Pues no. Caca es caca. La suya. Pero no una caca sólida. Diarrea de la peor. Se ha manchado la ropa y, sentada en la sillita como estaba, la sustancia se le ha pegado al cuerpo como goma de mascar. Suspiro. De nada sirve quejarse. Es lo que hay.
La cojo en brazos pero evito acercármela al cuerpo. La llevo a su habitación en plan ni se te ocurra tocarme. En el vestidor, la tumbo y la desnudo. La limpio escrupulosamente y la vuelvo a vestir con ropa limpia. De nuevo, al comedor. Por raro que parezca he recuperado el apetito y aunque la cena esté congelada, necesito llevarme algo al estómago.

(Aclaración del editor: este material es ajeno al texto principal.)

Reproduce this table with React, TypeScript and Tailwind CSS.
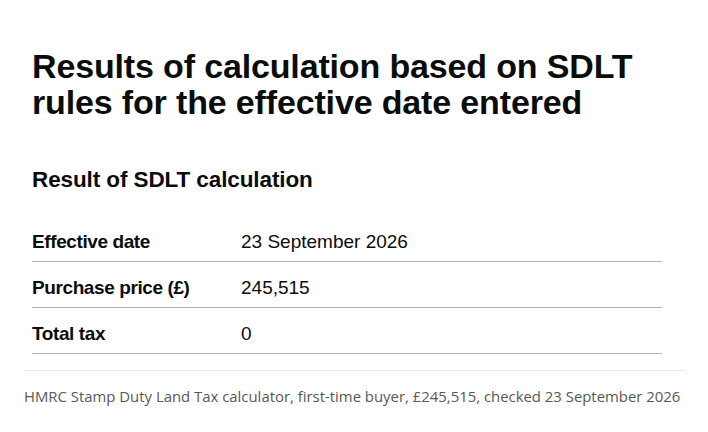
const rows = [
  { key: "Effective date", value: "23 September 2026" },
  { key: "Purchase price (£)", value: "245,515" },
  { key: "Total tax", value: "0" },
];

export default function App() {
  return (
    <div className="w-[708px] h-[432px] bg-white overflow-hidden text-[#0b0c0c]">
      <div className="pl-8 pt-[48px] font-['Liberation_Sans',Arial,sans-serif]">
        <h1 className="text-[34px] leading-[36px] font-bold tracking-[-0.15px]">
          Results of calculation based on SDLT
          <br />
          rules for the effective date entered
        </h1>
        <h2 className="mt-[45px] text-[22.5px] leading-[30px] font-bold tracking-[-0.1px]">
          Result of SDLT calculation
        </h2>
        <dl className="mt-[21px] w-[630px]">
          {rows.map((row) => (
            <div
              key={row.key}
              className="flex h-[46px] pt-[13px] border-b border-[#b1b4b6] text-[19px] leading-[25px]"
            >
              <dt className="w-[209px] font-bold tracking-[-0.4px]">{row.key}</dt>
              <dd>{row.value}</dd>
            </div>
          ))}
        </dl>
      </div>
      <div className="ml-6 w-[661px] mt-[16px] border-t border-[#e5e7eb] pt-[15px] whitespace-nowrap text-[14.9px] leading-[20px] text-[#585858] font-['Open_Sans',sans-serif]">
        HMRC Stamp Duty Land Tax calculator, first-time buyer, £245,515, checked 23 September 2026
      </div>
    </div>
  );
}
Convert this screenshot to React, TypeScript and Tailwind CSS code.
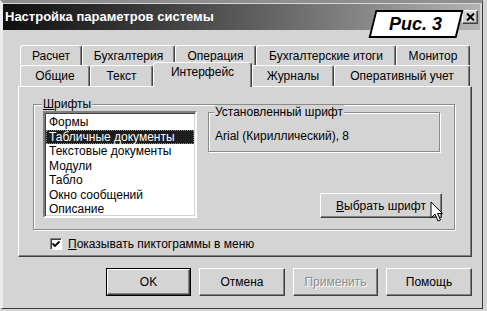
const raised =
  "border-t border-l border-t-white border-l-white border-r border-b border-r-[#404040] border-b-[#404040] shadow-[inset_-1px_-1px_#808080]";
const etched =
  "border border-[#8a8a8a] shadow-[inset_1px_1px_#ffffff,1px_1px_#ffffff]";

function Tab({ label, w, selected }: { label: string; w: string; selected?: boolean }) {
  if (selected) {
    return (
      <div
        className={`relative z-10 ${w} h-[25px] -mb-px flex justify-center pt-[2px] bg-[#d4d4d4] rounded-t-[3px] border-t border-l border-t-white border-l-white border-r border-r-[#404040] shadow-[inset_-1px_0_#808080]`}
      >
        {label}
      </div>
    );
  }
  return (
    <div
      className={`${w} h-full flex items-center justify-center rounded-t-[3px] border-t border-l border-t-white border-l-white border-r border-r-[#404040] shadow-[inset_-1px_0_#808080]`}
    >
      {label}
    </div>
  );
}

function Button({
  children,
  w,
  isDefault,
  disabled,
}: {
  children: React.ReactNode;
  w: string;
  isDefault?: boolean;
  disabled?: boolean;
}) {
  return (
    <div className={`${w} h-full ${isDefault ? "border border-black" : ""}`}>
      <div
        className={`w-full h-full flex items-center justify-center ${raised} ${
          disabled ? "text-[#8c8c8c] [text-shadow:1px_1px_#ffffff]" : ""
        }`}
      >
        {children}
      </div>
    </div>
  );
}

const fonts = [
  "Формы",
  "Табличные документы",
  "Текстовые документы",
  "Модули",
  "Табло",
  "Окно сообщений",
  "Описание",
];

export default function App() {
  return (
    <div className="w-[487px] h-[311px] bg-[#d4d4d4] overflow-hidden font-['Liberation_Sans',Arial,sans-serif] text-[12px] leading-[14px] text-black">
      <div className="relative w-[483px] h-[309px] border-t-[3px] border-t-[#8f8f8f] border-l-[3px] border-l-[#ececec] border-r border-r-[#3a3a3a] border-b border-b-[#3a3a3a]">
        {/* title bar */}
        <div className="mt-px mr-[2px] h-[26px] flex items-center pl-[2px] bg-linear-to-r from-[#101010] via-[#5a5a5a] to-[#b4b4b4]">
          <span className="text-white font-bold text-[13px]">Настройка параметров системы</span>
          <div className={`ml-auto mr-[2px] w-[16px] h-[14px] bg-[#d4d4d4] flex items-center justify-center ${raised}`}>
            <svg width="9" height="8" viewBox="0 0 9 8">
              <path d="M1 0.5 L8 7.5 M8 0.5 L1 7.5" stroke="black" strokeWidth="2" />
            </svg>
          </div>
        </div>

        {/* Рис. 3 badge */}
        <div className="absolute left-[369px] top-[7px] w-[88px] h-[28px] -skew-x-[14deg] bg-white border-2 border-black flex items-center justify-center">
          <span className="skew-x-[14deg] italic font-bold text-[18px]">Рис. 3</span>
        </div>

        {/* tabs */}
        <div className="mt-[15px] ml-[17px]">
          <div className="flex h-[20px]">
            <Tab label="Расчет" w="w-[62px]" />
            <Tab label="Бухгалтерия" w="w-[93px]" />
            <Tab label="Операция" w="w-[81px]" />
            <Tab label="Бухгалтерские итоги" w="w-[140px]" />
            <Tab label="Монитор" w="w-[74px]" />
          </div>
          <div className="flex h-[21px] items-end">
            <Tab label="Общие" w="w-[70px]" />
            <Tab label="Текст" w="w-[63px]" />
            <Tab label="Интерфейс" w="w-[99px]" selected />
            <Tab label="Журналы" w="w-[82px]" />
            <Tab label="Оперативный учет" w="w-[136px]" />
          </div>
        </div>

        {/* panel */}
        <div className={`ml-[15px] w-[454px] h-[171px] ${raised}`}>
          <div className={`ml-[14px] mt-[17px] w-[422px] h-[126px] ${etched}`}>
            <span className="block w-fit -mt-[8px] ml-[8px] px-px bg-[#d4d4d4]">
              <u>Ш</u>рифты
            </span>
            <div className="flex">
              <div className="ml-[9px] w-[154px] h-[107px] bg-white border-2 border-t-[#808080] border-l-[#808080] border-r-white border-b-white shadow-[inset_1px_1px_#404040,inset_-1px_-1px_#d4d4d4] pt-[2px] px-px">
                {fonts.map((f, i) => (
                  <div
                    key={f}
                    className={`h-[14.5px] leading-[14.5px] pl-[3px] ${
                      i === 1 ? "bg-[#1c1c1c] text-white outline-1 outline-dotted outline-[#888] -outline-offset-1" : ""
                    }`}
                  >
                    {f}
                  </div>
                ))}
              </div>
              <div className="ml-[11px] w-[234px] flex flex-col">
                <div className={`mt-px w-[232px] h-[40px] ${etched}`}>
                  <span className="block w-fit -mt-[8px] ml-[5px] px-px bg-[#d4d4d4]">Установленный шрифт</span>
                  <div className="mt-[10px] pl-[6px]">Arial (Кириллический), 8</div>
                </div>
                <div className="relative mt-[41px] ml-auto w-[122px] h-[25px]">
                  <Button w="w-full">
                    <span>
                      <u>В</u>ыбрать шрифт
                    </span>
                  </Button>
                  <svg
                    className="absolute left-[110px] top-[8px]"
                    width="14"
                    height="22"
                    viewBox="0 0 14 22"
                  >
                    <path
                      d="M1 1 L1 17 L5 13 L8 20 L10.5 19 L7.5 12.5 L12.5 12.5 Z"
                      fill="white"
                      stroke="black"
                      strokeWidth="1"
                      strokeLinejoin="miter"
                    />
                  </svg>
                </div>
              </div>
            </div>
          </div>
          <div className="flex items-center ml-[31px] mt-[7px]">
            <div className="w-[12px] h-[12px] bg-white border border-t-[#808080] border-l-[#808080] border-r-white border-b-white shadow-[inset_1px_1px_#404040] flex items-center justify-center">
              <svg width="8" height="8" viewBox="0 0 8 8">
                <path d="M0.5 3.5 L3 6 L7.5 1.5" fill="none" stroke="black" strokeWidth="1.8" />
              </svg>
            </div>
            <span className="ml-[6px]">
              <u>П</u>оказывать пиктограммы в меню
            </span>
          </div>
        </div>

        {/* buttons */}
        <div className="mt-[11px] h-[28px] flex justify-end gap-[8px] pr-[10px]">
          <Button w="w-[85px]" isDefault>
            OK
          </Button>
          <Button w="w-[86px]">Отмена</Button>
          <Button w="w-[85px]" disabled>
            Применить
          </Button>
          <Button w="w-[86px]">Помощь</Button>
        </div>
      </div>
    </div>
  );
}
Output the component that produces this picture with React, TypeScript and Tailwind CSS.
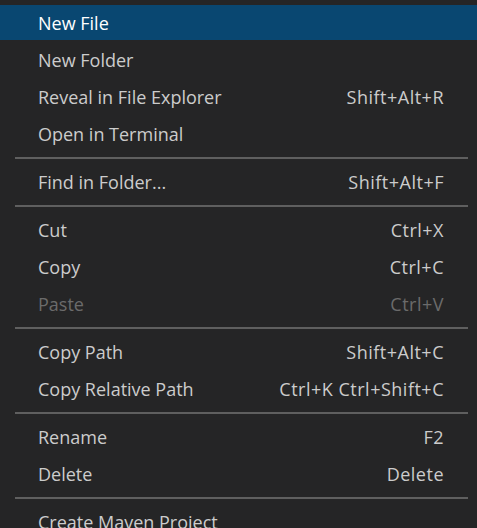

—Qué bonito es tener hijos —le digo al Kalvo mientras nos sentamos de nuevo a la mesa. —¡Precioso! —responde él.
En dos minutos comemosy vuelta al trabajo. Es hora de acostar a los niños. Hoy él se encarga de La Peque y yo de Terremoto, que como siempre, pide una historia.
—¿Cuál quieres? —le pregunto ya los dos tumbados en su cama, que tiene forma de coche de carreras y donde me siento como una sardina en lata. —La historia de cómo se crearon las estrellas —. Y al escucharlo me arrepiento de haberle puesto el firmamento entero a base de pegatinas adhesivas y fluorescentes en el techo de su habitación.
Empiezo mi relato con la explosión del Big Bang. De ahí paso a la creación de las células, la época de los dinosaurios, la evolución de la especie humana, el descubrimiento del fuego, la rueda, el cambio de la vida nómada a la sedentaria, la creación de los primeros pueblos, el trueque, la invención de la moneda, el comercio de la seda y las especias, la pólvora que vino de Asia y… aquí lo oigo respirar. Respirar de esa manera que ya conozco y sé que es síntoma inequívoco de que se ha quedado frito.
Salgo descalza de la habitación. De puntillas. Intentando hacer el menor ruido, vayaa ser que se despierte y tenga que volver a empezar. Me reúno con el Kalvo en el comedor, o lo que queda de él, desmantelado después de la gran vomitona. Decidimos tumbarnos en la alfombra e improvisar con los cojines una especie de respaldo donde poder apoyar nuestras cabezas, a esta hora más maltrechas de lo normal.
—Esto es como más íntimo ¿no crees? —le digo al estirarme a su lado.
Él me mira, levanta su ceja y no hace falta que diga nada más.
Vemos un poco la tele, hablamos de nuestras cosas y al rato, decidimos acostarnos. Ha sido una tarde intensa. Mañana cuando nos despertemos será peor. El Kalvo tendrá que ir corriendo al baño. La diarrea es galopante, me dirá a grito pelado sentado en la taza del váter. Y yo, en la cama, sin poder levantarme.. Un dolor de estómago me dejará paralizada. Retortijones y mal de cuerpo. Si pongo un pie fuera es simplemente porque no quiero hacérmelo encima.
—Qué bonito es tener hijos…. —¡Precioso!